19. The revisionist Pappu has nowhere stated that he was authorized to drive alleged jeep and he had any driving licence. He has also not stated that he was expert in driving or had obtained any training. Driving of any vehicle by unqualified driver, at any public road, in a manner so rash and negligent as to endanger human life and causing death of any innocent person, has become great problem to public, particularly poor people. In technical examination, no defect has been found in the alleged vehicle and the said accident was so grievous that the deceased Narayan Singh had died on spot. Revisionist has been sentenced only by simple imprisonment of 6 months and fine of Rs. 500/- which shows that lenient view has already been adopted by learned Magistrate. Any further leniency in sentence will amount to invite increase of such type of offence and road accidents. Looking into the nature of offence, no further leniency is required and thus, in my view, the sentence awarded by the concerned Magistrate and affirmed by the Appellate Court, requires no interference.
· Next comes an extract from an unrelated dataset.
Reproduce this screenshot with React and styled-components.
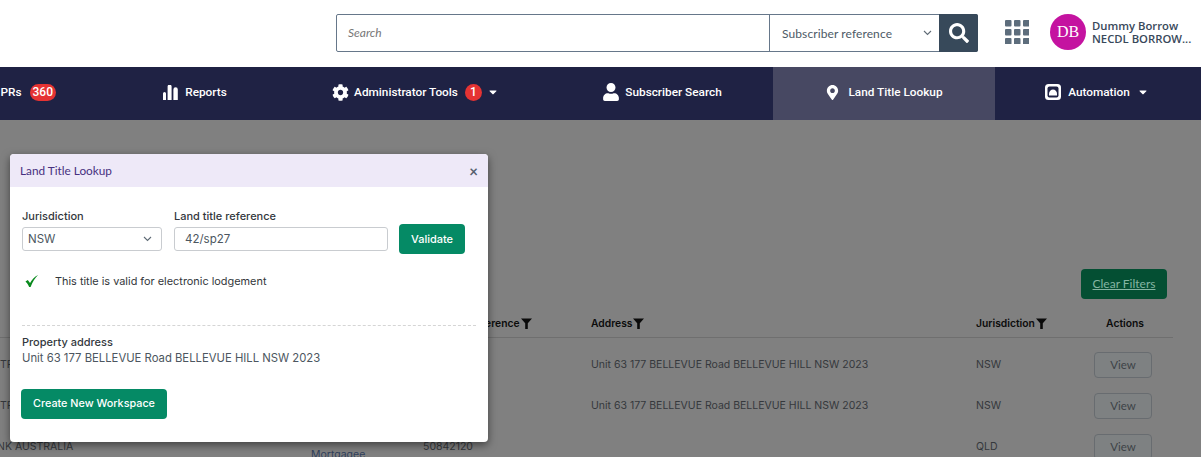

20. In the light of above discussion and law laid down by the Apex Court, I am of the view that there is no illegality, impropriety or perversity in the aforesaid impugned judgment and orders of the learned Magistrate and Appellate Court and the same are liable to be affirmed.

21. The revision devoid of merit, is accordingly dismissed.

22. Revisionist Pappu is on bail vide order dated 22.2.2001, of this Court. His bail is cancelled. He shall be arrested and sent to jail to serve out the aforesaid sentence awarded by learned Magistrate and affirmed by appellate Court.

23. Copy of this order along with lower court record be sent forthwith to concerned Magistrate for information and compliance.